Entertaining if bizarre Japanese film about an awkward high school teacher obsessed with a short-lived 70s super-hero show who duplicates the costume to escape the mundanity of his everyday life and soon finds himself drawn into conflict with villains ripped straight from the TV show. The strangest thing about this movie to me was that it was from Takashi Miike, but was surprisingly wholesome; yeah, there was some death and violence, but it was all exaggerated and cartoonish, not explicit and gory like so much of his other work. That being said, I liked this movie a lot. Funny and action-packed.

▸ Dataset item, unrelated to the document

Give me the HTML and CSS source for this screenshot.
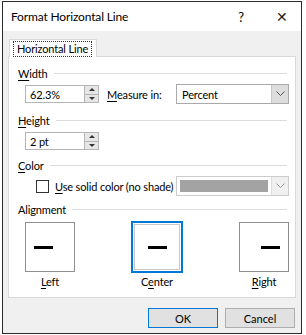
FILE: index.html
```html
<!DOCTYPE html>
<html lang="en">
  <head>
    <meta charset="UTF-8" />
    <title>Format Horizontal Line</title>
    <link rel="stylesheet" href="styles.css">
  </head>
  <body>
    <div class="window">
      <div class="titlebar">
        <span class="title">Format Horizontal Line</span>
        <span class="help">?</span>
        <span class="close">&#x2715;</span>
      </div>

      <div class="content">
        <div class="tabs">
          <div class="tab"><span class="focus">Horizontal Line</span></div>
        </div>

        <div class="panel">
          <div class="group"><span><u>W</u>idth</span></div>
          <div class="row first">
            <div class="spin">
              <div class="field">62.3%</div>
              <div class="arrows"><span class="up"></span><span class="down"></span></div>
            </div>
            <span class="measure"><u>M</u>easure in:</span>
            <div class="select">
              <div class="value">Percent</div>
              <div class="drop"><svg width="9" height="6" viewBox="0 0 9 6"><path d="M0.5 0.5 L4.5 4.5 L8.5 0.5" fill="none" stroke="#555" stroke-width="1"/></svg></div>
            </div>
          </div>

          <div class="group"><span><u>H</u>eight</span></div>
          <div class="row">
            <div class="spin">
              <div class="field">2 pt</div>
              <div class="arrows"><span class="up"></span><span class="down"></span></div>
            </div>
          </div>

          <div class="group"><span><u>C</u>olor</span></div>
          <div class="row last">
            <label class="check"><span class="box"></span><span><u>U</u>se solid color (no shade)</span></label>
            <div class="select disabled">
              <div class="value"><span class="swatch"></span></div>
              <div class="drop"><svg width="9" height="6" viewBox="0 0 9 6"><path d="M0.5 0.5 L4.5 4.5 L8.5 0.5" fill="none" stroke="#999" stroke-width="1"/></svg></div>
            </div>
          </div>

          <div class="group"><span>Alignment</span></div>
          <div class="align">
            <div class="opt">
              <div class="pic left"><span class="dash"></span></div>
              <span><u>L</u>eft</span>
            </div>
            <div class="opt">
              <div class="pic center selected"><span class="dash"></span></div>
              <span>C<u>e</u>nter</span>
            </div>
            <div class="opt">
              <div class="pic right"><span class="dash"></span></div>
              <span><u>R</u>ight</span>
            </div>
          </div>
        </div>

        <div class="buttons">
          <button class="btn default">OK</button>
          <button class="btn">Cancel</button>
        </div>
      </div>
    </div>
  </body>
</html>
```

FILE: styles.css
```css
body {
  margin: 0;
  background: #ffffff;
  font-family: Lato, Roboto, sans-serif;
  font-size: 11px;
  letter-spacing: -0.15px;
  color: #000000;
  white-space: nowrap;
}
u {
  text-decoration: underline;
  text-underline-offset: 2px;
}
.window {
  margin: 1px 0 0 2px;
  width: 298px;
  height: 331px;
  border: 1px solid #2b2b2b;
  background-color: #f0f0f0;
  display: flex;
  flex-direction: column;
}
.titlebar {
  height: 29px;
  background-color: #ffffff;
  display: flex;
  align-items: center;
  padding-left: 8px;
  font-size: 12px;
}
.title {
  flex: 1;
}
.help {
  width: 44px;
  text-align: center;
  font-size: 13px;
}
.close {
  width: 38px;
  text-align: center;
  font-size: 14px;
  color: #222;
}
.content {
  padding: 7px 5px 0 5px;
}
.tabs {
  display: flex;
  height: 18px;
}
.tab {
  background-color: #ffffff;
  border: 1px solid #d9d9d9;
  border-bottom: none;
  padding: 2px 5px 0 4px;
  margin-left: 1px;
  position: relative;
  top: 1px;
  z-index: 1;
}
.focus {
  outline: 1px dotted #333;
  padding: 0 3px;
  line-height: 14px;
  display: inline-block;
}
.panel {
  background-color: #ffffff;
  border: 1px solid #d9d9d9;
  height: 232px;
  padding: 8px 6px 0 9px;
}
.group {
  display: flex;
  align-items: center;
  gap: 6px;
  height: 17px;
  padding-right: 2px;
}
.group::after {
  content: "";
  flex: 1;
  border-top: 1px solid #dcdcdc;
}
.row {
  display: flex;
  align-items: center;
  height: 20px;
  margin: 2px 0 6px 7px;
}
.row.first {
  margin-bottom: 8px;
}
.row.last {
  margin-bottom: 5px;
}
.spin {
  display: flex;
  height: 18px;
}
.field {
  width: 54px;
  border: 1px solid #b5b5b5;
  border-right: none;
  padding-left: 4px;
  line-height: 17px;
}
.arrows {
  width: 13px;
  border: 1px solid #b5b5b5;
  display: flex;
  flex-direction: column;
  background-color: #e6e6e6;
}
.arrows span {
  flex: 1;
  display: flex;
  align-items: center;
  justify-content: center;
}
.arrows .up {
  border-bottom: 1px solid #b5b5b5;
}
.arrows .up::after {
  content: "";
  border-left: 3px solid transparent;
  border-right: 3px solid transparent;
  border-bottom: 3px solid #333;
}
.arrows .down::after {
  content: "";
  border-left: 3px solid transparent;
  border-right: 3px solid transparent;
  border-top: 3px solid #333;
}
.measure {
  margin-left: 8px;
}
.select {
  width: 111px;
  height: 18px;
  border: 1px solid #a9a9a9;
  display: flex;
  margin-left: auto;
  flex-shrink: 0;
}
.select .value {
  flex: 1;
  padding-left: 5px;
  line-height: 17px;
  display: flex;
  align-items: center;
}
.drop {
  width: 16px;
  background-color: #dddddd;
  border-left: 1px solid #c8c8c8;
  display: flex;
  align-items: center;
  justify-content: center;
}
.select.disabled {
  border-color: #cccccc;
}
.select.disabled .value {
  padding: 3px;
}
.swatch {
  display: block;
  width: 100%;
  height: 100%;
  background-color: #a3a3a3;
}
.select.disabled .drop {
  background-color: #f0f0f0;
  border-left-color: #dddddd;
}
.check {
  display: flex;
  align-items: center;
  gap: 6px;
  margin-left: 11px;
}
.box {
  width: 11px;
  height: 11px;
  border: 1px solid #333333;
  background-color: #ffffff;
}
.align {
  display: flex;
  justify-content: space-between;
  margin: 4px 0 0 7px;
}
.opt {
  display: flex;
  flex-direction: column;
  align-items: center;
  gap: 3px;
}
.pic {
  width: 50px;
  height: 50px;
  border: 1px solid #8f8f8f;
  background-color: #ffffff;
  display: flex;
  align-items: center;
  box-sizing: border-box;
}
.pic.left {
  justify-content: flex-start;
  padding-left: 8px;
}
.pic.center {
  justify-content: center;
}
.pic.right {
  justify-content: flex-end;
  padding-right: 8px;
}
.pic.selected {
  width: 52px;
  height: 52px;
  border: 2px solid #0078d7;
  box-shadow: inset 0 0 0 1px #ffffff, inset 0 0 0 2px #c9c9c9;
  margin-top: -1px;
  margin-bottom: -1px;
}
.dash {
  width: 19px;
  height: 3px;
  background-color: #000000;
}
.buttons {
  display: flex;
  justify-content: flex-end;
  gap: 7px;
  margin-top: 10px;
  padding-right: 1px;
}
.btn {
  width: 70px;
  height: 20px;
  font-family: Lato, Roboto, sans-serif;
  font-size: 11px;
  background-color: #e1e1e1;
  border: 1px solid #adadad;
  padding: 0;
}
.btn.default {
  border: 1px solid #0078d7;
}
```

Sidekick: Interesting indie film about a comic geek who suspects that one of his coworkers has super-powers and sets out to turn the co-worker into a real life super-hero so that he can become his sidekick; the only problem is that the potential super-hero is a self-centered, self-serving jerk. This one might best appeal to comic book fans, but as far as interesting takes on the super-hero genre go, this one was well worth my time.

Final Draft: Psychological drama about a script-writer on the verge of a nervous breakdown (James van der Beek) who locks himself in his apartment cut off from the outside world to make himself finish his horror movie script, and in turn begins to hallucinate about the people who have wronged him in his life. The ending is pretty predictable, but watching van der Beek's slow descent into madness kept me engaged through most of it.